While clearly worth thinking about, the problem is that we might not end up with the right sorting. For example, suppose that the firms that opt out of having more regulatory capital are those with a fake high r - that is, one that reflects their ability to make risky "heads I win, tails you lose" bets that don't actually have a higher social return.
Still, requiring regulatory capital PLUS a tax on the stuff that leaves the strongbox is an interesting regulatory approach to consider, if it can reasonably be operationalized. Likewise, for the arguably bigger problem of financial firms making unduly risk bets, one could combine an FAT approach with Glass-Steagall style regulatory bans (although, for the latter, keep in mind that in today's world we need to worry about a wide range of "non-bank banks" that perform important financial intermediary and transaction services). And likewise as well, perhaps, for "too big to fail" issues.

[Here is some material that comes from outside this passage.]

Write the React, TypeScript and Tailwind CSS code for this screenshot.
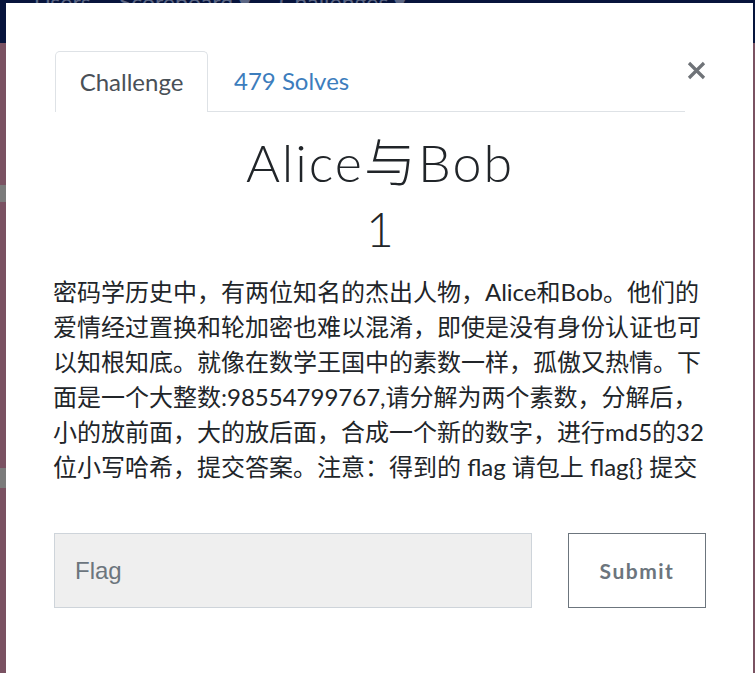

All this falls depressingly short of being anywhere near a constructive and practical approach to taxing and regulating the financial sector. Not to mention that, at least in the U.S. it's pretty hard to do anything that financial firms don't like, especially if it's called a tax. It's their country, the rest of us just live in it. So we may have to wait for the next horrendous crisis, leaving aside the possibility that we'll get a U.S. government fiscal implosion first.
Still, perhaps Keen's paper offers a bit of intellectual progress, regarding how to think about these very complicated, important, and yet in a sense distressingly amorphous, issues.